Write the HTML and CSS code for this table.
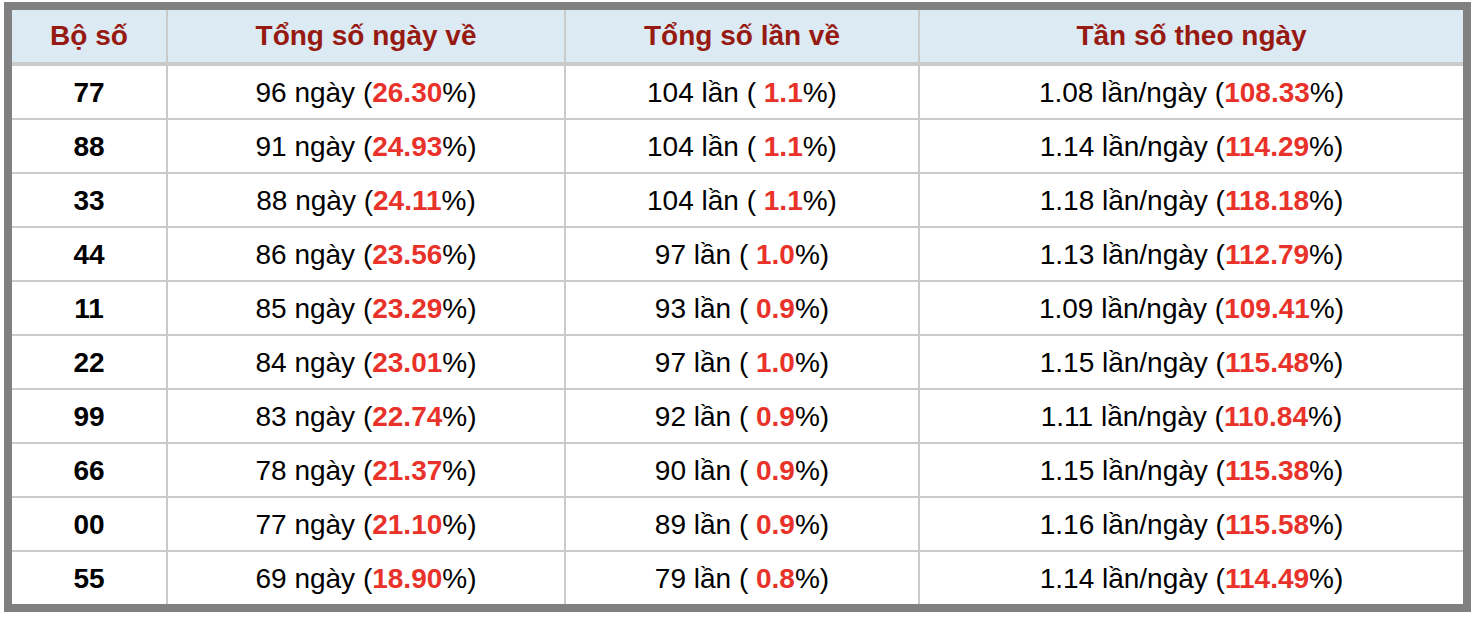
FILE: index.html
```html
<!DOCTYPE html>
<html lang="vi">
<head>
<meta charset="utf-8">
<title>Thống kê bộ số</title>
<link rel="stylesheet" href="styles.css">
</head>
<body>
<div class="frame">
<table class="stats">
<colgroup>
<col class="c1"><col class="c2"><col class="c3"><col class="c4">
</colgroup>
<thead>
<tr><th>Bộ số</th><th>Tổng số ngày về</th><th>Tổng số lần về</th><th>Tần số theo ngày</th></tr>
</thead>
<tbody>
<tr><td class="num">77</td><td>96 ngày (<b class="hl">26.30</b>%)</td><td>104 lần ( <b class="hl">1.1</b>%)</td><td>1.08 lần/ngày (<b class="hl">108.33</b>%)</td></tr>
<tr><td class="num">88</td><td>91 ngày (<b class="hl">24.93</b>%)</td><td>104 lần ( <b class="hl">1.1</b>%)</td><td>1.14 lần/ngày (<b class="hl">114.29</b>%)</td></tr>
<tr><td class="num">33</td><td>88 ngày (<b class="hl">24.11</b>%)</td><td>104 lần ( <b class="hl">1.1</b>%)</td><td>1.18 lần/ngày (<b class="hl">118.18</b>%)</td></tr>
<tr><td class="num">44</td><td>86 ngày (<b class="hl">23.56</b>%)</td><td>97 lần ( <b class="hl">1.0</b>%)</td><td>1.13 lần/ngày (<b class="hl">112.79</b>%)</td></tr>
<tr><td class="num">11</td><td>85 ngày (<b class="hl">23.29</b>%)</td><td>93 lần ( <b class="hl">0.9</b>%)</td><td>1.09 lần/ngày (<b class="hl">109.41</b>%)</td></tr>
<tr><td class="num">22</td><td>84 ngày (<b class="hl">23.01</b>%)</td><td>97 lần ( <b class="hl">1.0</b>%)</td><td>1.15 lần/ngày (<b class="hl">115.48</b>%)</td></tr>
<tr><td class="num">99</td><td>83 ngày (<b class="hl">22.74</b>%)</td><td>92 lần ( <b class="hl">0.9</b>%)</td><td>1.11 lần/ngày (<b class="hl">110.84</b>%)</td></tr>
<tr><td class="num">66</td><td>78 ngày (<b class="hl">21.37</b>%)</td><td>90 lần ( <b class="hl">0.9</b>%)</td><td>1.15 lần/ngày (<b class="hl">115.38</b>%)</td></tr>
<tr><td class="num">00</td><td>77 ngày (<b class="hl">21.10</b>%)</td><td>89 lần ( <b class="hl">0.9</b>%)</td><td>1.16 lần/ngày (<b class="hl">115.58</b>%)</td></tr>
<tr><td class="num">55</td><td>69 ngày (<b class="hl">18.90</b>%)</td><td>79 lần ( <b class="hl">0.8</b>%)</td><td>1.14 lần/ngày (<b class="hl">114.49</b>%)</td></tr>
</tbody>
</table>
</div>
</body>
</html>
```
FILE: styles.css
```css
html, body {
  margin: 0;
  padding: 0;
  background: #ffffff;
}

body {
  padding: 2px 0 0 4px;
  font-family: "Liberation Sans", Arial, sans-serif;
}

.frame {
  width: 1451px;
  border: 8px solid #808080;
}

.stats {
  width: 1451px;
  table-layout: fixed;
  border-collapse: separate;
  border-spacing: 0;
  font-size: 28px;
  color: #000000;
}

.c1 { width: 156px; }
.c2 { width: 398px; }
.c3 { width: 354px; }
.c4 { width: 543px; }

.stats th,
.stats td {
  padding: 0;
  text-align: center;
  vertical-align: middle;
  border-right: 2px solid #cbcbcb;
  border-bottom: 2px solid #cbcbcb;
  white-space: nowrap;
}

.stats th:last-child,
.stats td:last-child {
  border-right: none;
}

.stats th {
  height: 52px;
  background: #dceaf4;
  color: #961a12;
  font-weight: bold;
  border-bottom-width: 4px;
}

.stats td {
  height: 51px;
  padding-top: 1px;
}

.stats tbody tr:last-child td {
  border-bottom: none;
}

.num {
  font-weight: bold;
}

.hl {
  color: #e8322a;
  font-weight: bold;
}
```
==
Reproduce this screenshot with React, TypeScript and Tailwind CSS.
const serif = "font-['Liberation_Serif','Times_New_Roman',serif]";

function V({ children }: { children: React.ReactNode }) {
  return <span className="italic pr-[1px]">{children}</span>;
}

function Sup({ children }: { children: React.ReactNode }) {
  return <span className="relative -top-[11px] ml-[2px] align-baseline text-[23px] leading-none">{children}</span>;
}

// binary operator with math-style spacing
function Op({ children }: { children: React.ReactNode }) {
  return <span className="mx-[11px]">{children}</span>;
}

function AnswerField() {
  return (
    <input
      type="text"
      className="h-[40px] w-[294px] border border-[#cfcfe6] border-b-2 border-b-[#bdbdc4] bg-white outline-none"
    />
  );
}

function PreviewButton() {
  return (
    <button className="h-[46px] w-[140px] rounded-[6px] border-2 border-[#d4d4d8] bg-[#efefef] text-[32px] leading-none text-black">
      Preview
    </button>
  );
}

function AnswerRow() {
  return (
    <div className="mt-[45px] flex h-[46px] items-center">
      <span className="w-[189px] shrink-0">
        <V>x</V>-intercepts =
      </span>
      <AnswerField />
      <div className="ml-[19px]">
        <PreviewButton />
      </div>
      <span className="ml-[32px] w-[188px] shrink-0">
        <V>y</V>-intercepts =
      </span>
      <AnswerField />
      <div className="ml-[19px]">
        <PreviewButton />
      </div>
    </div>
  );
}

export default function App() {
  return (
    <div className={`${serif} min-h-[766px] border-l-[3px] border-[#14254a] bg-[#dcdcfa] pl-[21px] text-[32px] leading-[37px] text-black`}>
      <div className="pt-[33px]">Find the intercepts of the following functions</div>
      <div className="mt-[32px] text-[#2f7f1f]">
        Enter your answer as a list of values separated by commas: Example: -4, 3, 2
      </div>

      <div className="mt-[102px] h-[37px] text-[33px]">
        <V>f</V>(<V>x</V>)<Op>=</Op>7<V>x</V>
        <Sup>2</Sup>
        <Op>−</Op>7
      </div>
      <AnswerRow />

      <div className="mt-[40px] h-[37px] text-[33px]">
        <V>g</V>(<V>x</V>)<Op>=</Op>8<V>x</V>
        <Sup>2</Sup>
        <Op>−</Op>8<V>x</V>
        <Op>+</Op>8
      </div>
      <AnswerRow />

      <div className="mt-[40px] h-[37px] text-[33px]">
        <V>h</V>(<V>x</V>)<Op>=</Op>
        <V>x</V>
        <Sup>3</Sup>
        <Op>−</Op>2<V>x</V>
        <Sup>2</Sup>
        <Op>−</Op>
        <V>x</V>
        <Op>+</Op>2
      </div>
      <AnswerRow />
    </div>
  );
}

* WORK INSTRUCTIONS
Look through the material above. Copy each line where the word "this" appears.

* EXERCISE RESULT
Write the HTML and CSS code for this table.
Reproduce this screenshot with React, TypeScript and Tailwind CSS.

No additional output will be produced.